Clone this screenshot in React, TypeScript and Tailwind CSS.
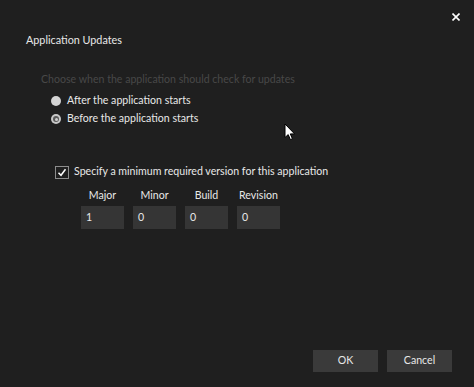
export default function App() {
  const fields = [
    { label: "Major", value: "1" },
    { label: "Minor", value: "0" },
    { label: "Build", value: "0" },
    { label: "Revision", value: "0" },
  ];

  return (
    <div className="relative w-[474px] h-[387px] bg-[#1f1f1f] flex flex-col text-[#e8e8e8] text-[10.6px] font-['Lato',sans-serif] overflow-hidden">
      {/* close */}
      <div className="h-[30px] flex justify-end items-start pt-[13px] pr-[14px]">
        <svg width="8" height="8" viewBox="0 0 8 8">
          <path d="M0.5 0.5 L7.5 7.5 M7.5 0.5 L0.5 7.5" stroke="#ffffff" strokeWidth="1.6" />
        </svg>
      </div>

      <div className="h-[20px] leading-[20px] pl-[26px] text-[10.8px]">Application Updates</div>

      <div className="mt-[19px] h-[20px] leading-[20px] pl-[41px] text-[#484848]">
        Choose when the application should check for updates
      </div>

      <div className="mt-[3px] pl-[51px] flex flex-col">
        <label className="h-[18px] flex items-center gap-[6px]">
          <span className="w-[10px] h-[10px] rounded-full bg-[#d4d4d4]" />
          <span>After the application starts</span>
        </label>
        <label className="h-[18px] flex items-center gap-[6px]">
          <span className="w-[10px] h-[10px] rounded-full bg-[#c8c8c8] flex items-center justify-center">
            <span className="w-[6px] h-[6px] rounded-full bg-[#5a5a5a] flex items-center justify-center">
              <span className="w-[3px] h-[3px] rounded-full bg-[#cfcfcf]" />
            </span>
          </span>
          <span>Before the application starts</span>
        </label>
      </div>

      <label className="mt-[34px] h-[20px] pl-[55px] flex items-center gap-[5px]">
        <span className="w-[14px] h-[13px] border border-[#8c8c8c] flex items-center justify-center">
          <svg width="10" height="9" viewBox="0 0 10 9">
            <path d="M1.5 4.8 L4 7.3 L8.5 1.2" fill="none" stroke="#ffffff" strokeWidth="1.5" />
          </svg>
        </span>
        <span>Specify a minimum required version for this application</span>
      </label>

      <div className="mt-[4px] pl-[81px] flex gap-[9px]">
        {fields.map((f) => (
          <div key={f.label} className="w-[43px] flex flex-col">
            <div className="h-[18px] leading-[18px] text-center">{f.label}</div>
            <div className="mt-[2px] h-[23px] bg-[#353535] leading-[23px] pl-[5px]">{f.value}</div>
          </div>
        ))}
      </div>

      <div className="flex-1" />

      <div className="flex justify-end gap-[9px] pr-[22px] pb-[15px]">
        <button className="w-[65px] h-[22px] bg-[#3a3a3a] text-[#e8e8e8] text-[10.6px]">OK</button>
        <button className="w-[65px] h-[22px] bg-[#3a3a3a] text-[#e8e8e8] text-[10.6px]">Cancel</button>
      </div>

      {/* mouse pointer */}
      <svg className="absolute left-[284px] top-[123px]" width="12" height="18" viewBox="0 0 12 18">
        <path d="M1 1 L1 14.5 L4.2 11.6 L6.4 16.6 L8.4 15.7 L6.3 10.9 L10.6 10.9 Z" fill="#ffffff" stroke="#000000" strokeWidth="1" strokeLinejoin="round" />
      </svg>
    </div>
  );
}
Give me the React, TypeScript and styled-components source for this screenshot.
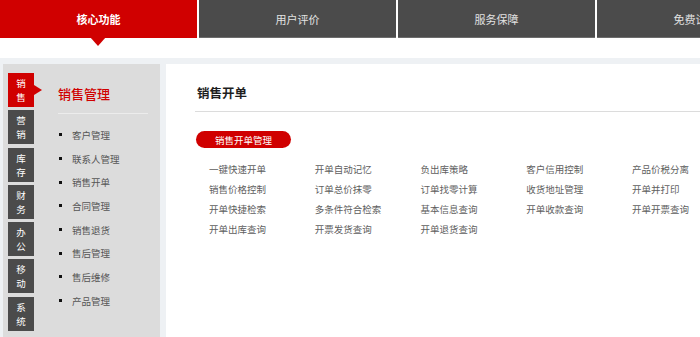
import React from "react";
import styled, { createGlobalStyle } from "styled-components";

const Global = createGlobalStyle`
  html, body { margin: 0; padding: 0; background: #fff; }
  body {
    width: 700px; height: 337px; overflow: hidden;
    font-family: "Noto Sans CJK SC", "Noto Sans", sans-serif;
  }
`;

const Page = styled.div`
  width: 700px;
  height: 337px;
  overflow: hidden;
  display: flex;
  flex-direction: column;
`;

const TopNav = styled.nav`
  display: flex;
  gap: 2px;
  height: 38px;
  flex: 0 0 38px;
  margin-bottom: 20px;
`;

const TopTab = styled.div<{ $active?: boolean }>`
  position: relative;
  flex: 0 0 197px;
  box-sizing: border-box;
  height: 38px;
  display: flex;
  align-items: center;
  justify-content: center;
  background: ${(p) => (p.$active ? "#d00000" : "#4b4b4b")};
  border-bottom: 1px solid ${(p) => (p.$active ? "#d00000" : "#6c6c6c")};
  color: ${(p) => (p.$active ? "#ffffff" : "#e2e2e2")};
  font-size: 11px;
  font-weight: ${(p) => (p.$active ? 700 : 400)};
  white-space: nowrap;
  &::after {
    content: ${(p) => (p.$active ? "''" : "none")};
    position: absolute;
    left: 50%;
    top: 100%;
    margin-left: -9px;
    border-left: 8px solid transparent;
    border-right: 8px solid transparent;
    border-top: 9px solid #d00000;
  }
`;

const Band = styled.div`
  flex: 1;
  background: #eef1f4;
  display: flex;
  gap: 6px;
  padding: 6px 0 0 3px;
`;

const LeftPanel = styled.aside`
  width: 157px;
  flex: 0 0 157px;
  background: #dcdcdc;
  display: flex;
  padding: 9px 0 0 5px;
  box-sizing: border-box;
`;

const SideTabs = styled.div`
  display: flex;
  flex-direction: column;
  gap: 3.3px;
  width: 26px;
`;

const SideTab = styled.div<{ $active?: boolean }>`
  position: relative;
  width: 26px;
  height: 34px;
  background: ${(p) => (p.$active ? "#d00000" : "#4b4b4b")};
  color: #fff;
  font-size: 9.5px;
  line-height: 14px;
  display: flex;
  flex-direction: column;
  align-items: center;
  justify-content: center;
  &::after {
    content: ${(p) => (p.$active ? "''" : "none")};
    position: absolute;
    left: 100%;
    top: 50%;
    margin-top: -5px;
    border-top: 5px solid transparent;
    border-bottom: 5px solid transparent;
    border-left: 8px solid #d00000;
  }
`;

const SubMenu = styled.div`
  margin-left: 24px;
  width: 90px;
`;

const SubTitle = styled.div`
  margin-top: 11px;
  line-height: 20px;
  font-size: 13px;
  font-weight: 500;
  color: #d00000;
  padding-bottom: 9px;
  border-bottom: 1px solid #ececec;
`;

const SubList = styled.ul`
  list-style: none;
  margin: 0;
  padding: 9px 0 0 1px;
`;

const SubItem = styled.li`
  display: flex;
  align-items: center;
  height: 23.7px;
  font-size: 9.5px;
  color: #555;
  &::before {
    content: "";
    width: 3px;
    height: 3px;
    background: #111;
    margin-right: 10px;
  }
`;

const Main = styled.main`
  flex: 1;
  background: #fff;
  padding: 0 0 0 29px;
  min-width: 0;
`;

const MainTitle = styled.h2`
  margin: 19px 0 0 0;
  padding: 0 0 8px 2px;
  line-height: 20px;
  font-size: 12.5px;
  font-weight: 700;
  color: #1e1e1e;
  border-bottom: 1px solid #dcdcdc;
`;

const Pill = styled.div`
  margin: 19px 0 0 1px;
  width: 95px;
  height: 17px;
  border-radius: 9px;
  background: #d00000;
  color: #fff;
  font-size: 9.5px;
  display: flex;
  align-items: center;
  justify-content: center;
`;

const Grid = styled.div`
  margin: 11px 0 0 14px;
  display: grid;
  grid-template-columns: repeat(5, 105.75px);
  grid-auto-rows: 20px;
`;

const GridItem = styled.div`
  font-size: 9.5px;
  line-height: 20px;
  color: #5e5e5e;
  white-space: nowrap;
`;

const topTabs = ["核心功能", "用户评价", "服务保障", "免费试用"];
const sideTabs = ["销售", "营销", "库存", "财务", "办公", "移动", "系统"];
const subItems = ["客户管理", "联系人管理", "销售开单", "合同管理", "销售退货", "售后管理", "售后维修", "产品管理"];
const gridItems = [
  "一键快速开单", "开单自动记忆", "负出库策略", "客户信用控制", "产品价税分离",
  "销售价格控制", "订单总价抹零", "订单找零计算", "收货地址管理", "开单并打印",
  "开单快捷检索", "多条件符合检索", "基本信息查询", "开单收款查询", "开单开票查询",
  "开单出库查询", "开票发货查询", "开单退货查询",
];

export default function App() {
  return (
    <Page>
      <Global />
      <TopNav>
        {topTabs.map((t, i) => (
          <TopTab key={t} $active={i === 0}>{t}</TopTab>
        ))}
      </TopNav>
      <Band>
        <LeftPanel>
          <SideTabs>
            {sideTabs.map((t, i) => (
              <SideTab key={t} $active={i === 0}>
                <span>{t[0]}</span>
                <span>{t[1]}</span>
              </SideTab>
            ))}
          </SideTabs>
          <SubMenu>
            <SubTitle>销售管理</SubTitle>
            <SubList>
              {subItems.map((s) => (
                <SubItem key={s}>{s}</SubItem>
              ))}
            </SubList>
          </SubMenu>
        </LeftPanel>
        <Main>
          <MainTitle>销售开单</MainTitle>
          <Pill>销售开单管理</Pill>
          <Grid>
            {gridItems.map((g) => (
              <GridItem key={g}>{g}</GridItem>
            ))}
          </Grid>
        </Main>
      </Band>
    </Page>
  );
}
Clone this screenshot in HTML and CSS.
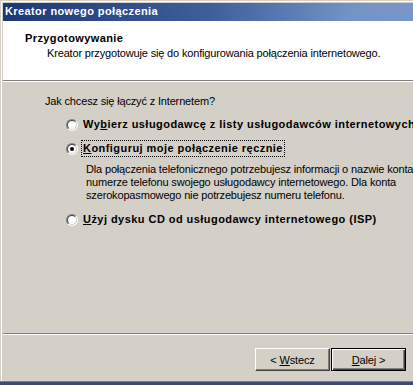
FILE: index.html
```html
<!DOCTYPE html>
<html>
<head>
    <meta charset="utf-8">
    <title>Kreator nowego połączenia</title>
    <link rel="stylesheet" href="styles.css">
</head>
<body>
<div class="window">
    <div class="frame">
        <div class="titlebar">Kreator nowego połączenia</div>
        <div class="header">
            <div class="header-title">Przygotowywanie</div>
            <div class="header-sub">Kreator przygotowuje się do konfigurowania połączenia internetowego.</div>
        </div>
        <div class="content">
            <div class="question">Jak chcesz się łączyć z Internetem?</div>
            <div class="option">
                <span class="radio"></span>
                <span class="option-label">Wy<u>b</u>ierz usługodawcę z listy usługodawców internetowych</span>
            </div>
            <div class="option">
                <span class="radio checked"></span>
                <span class="option-label focused"><u>K</u>onfiguruj moje połączenie ręcznie</span>
            </div>
            <div class="option-desc">Dla połączenia telefonicznego potrzebujesz informacji o nazwie konta,<br>
                numerze telefonu swojego usługodawcy internetowego. Dla konta<br>
                szerokopasmowego nie potrzebujesz numeru telefonu.</div>
            <div class="option">
                <span class="radio"></span>
                <span class="option-label"><u>U</u>żyj dysku CD od usługodawcy internetowego (ISP)</span>
            </div>
        </div>
        <div class="buttons">
            <button class="btn">&lt; <u>W</u>stecz</button>
            <button class="btn default"><u>D</u>alej &gt;</button>
        </div>
    </div>
</div>
</body>
</html>
```

FILE: styles.css
```css
html, body {
    margin: 0;
    padding: 0;
    overflow: hidden;
}

body {
    background: #3a4a72;
    width: 413px;
    height: 385px;
    font: 11px "Liberation Sans", Arial, sans-serif;
    letter-spacing: -0.16px;
    color: #000;
}

/* outer window border: light gray, then white */
.window {
    width: 413px;
    height: 382px;
    background: #d4d0c8;
    border-bottom: 1px solid #808080;
    box-sizing: border-box;
    padding: 1px 0 0 1px;
    overflow: hidden;
}

.frame {
    width: 520px;
    height: 100%;
    border-left: 1px solid #fff;
    border-top: 1px solid #fff;
    padding: 1px 0 0 1px;
    box-sizing: border-box;
    display: flex;
    flex-direction: column;
}

.titlebar {
    height: 18px;
    line-height: 17px;
    padding-left: 2px;
    color: #fff;
    font-weight: bold;
    letter-spacing: 0.4px;
    background: linear-gradient(to right, #1c3874 0%, #3f5e9c 40%, #7594c6 68%, #7d9dcc 100%);
    white-space: nowrap;
}

.header {
    height: 60px;
    background: #fff;
    border-bottom: 1px solid #808080;
    box-shadow: 0 1px 0 #fff;
    padding: 11px 0 0 22px;
    box-sizing: border-box;
}

.header-title {
    font-weight: bold;
    letter-spacing: 0.4px;
    line-height: 13px;
}

.header-sub {
    margin-top: 2px;
    padding-left: 22px;
    line-height: 13px;
    white-space: nowrap;
}

.content {
    flex: 1;
    padding: 13px 0 0 42px;
    margin-top: 1px;
    border-bottom: 1px solid #808080;
    box-shadow: 0 1px 0 #fff;
}

.question {
    line-height: 13px;
    margin-bottom: 10px;
}

.option {
    display: flex;
    align-items: center;
    padding-left: 21px;
    height: 13px;
    margin-bottom: 11px;
    white-space: nowrap;
}

.option-label {
    font-weight: bold;
    letter-spacing: 0.45px;
    margin-left: 5px;
    line-height: 13px;
}

.focused {
    outline: 1px dotted #000;
    outline-offset: 1px;
}

/* classic sunken radio button */
.radio {
    width: 12px;
    height: 12px;
    box-sizing: border-box;
    border-radius: 50%;
    border: 1px solid;
    border-color: #808080 #fff #fff #808080;
    flex: none;
    position: relative;
}

.radio::before {
    content: "";
    position: absolute;
    inset: 0;
    border-radius: 50%;
    border: 1px solid;
    border-color: #404040 #d4d0c8 #d4d0c8 #404040;
    background: #fff;
}

.radio.checked::after {
    content: "";
    position: absolute;
    left: 3px;
    top: 3px;
    width: 4px;
    height: 4px;
    border-radius: 50%;
    background: #000;
}

.option-desc {
    padding-left: 41px;
    margin-top: -3px;
    margin-bottom: 11px;
    line-height: 13px;
    white-space: nowrap;
}

.buttons {
    height: 46px;
    margin-top: 1px;
    padding: 13px 0 0 252px;
    box-sizing: border-box;
    display: flex;
}

.btn {
    width: 75px;
    height: 23px;
    padding: 0;
    margin: 0;
    font: 11px "Liberation Sans", Arial, sans-serif;
    letter-spacing: -0.16px;
    color: #000;
    background: #d4d0c8;
    border: 1px solid;
    border-color: #fff #404040 #404040 #fff;
    box-shadow: inset -1px -1px 0 #808080;
}

.btn.default {
    margin-left: 1px;
    border: 1px solid #000;
    box-shadow: inset 1px 1px 0 #fff, inset -1px -1px 0 #404040, inset -2px -2px 0 #808080;
}
```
----------
TO BE DONE: Pull out all lines containing the word "React" from the entries above.

ANSWER FOR THE TASK:
Clone this screenshot in React, TypeScript and Tailwind CSS.
Give me the React, TypeScript and styled-components source for this screenshot.
import React from "react";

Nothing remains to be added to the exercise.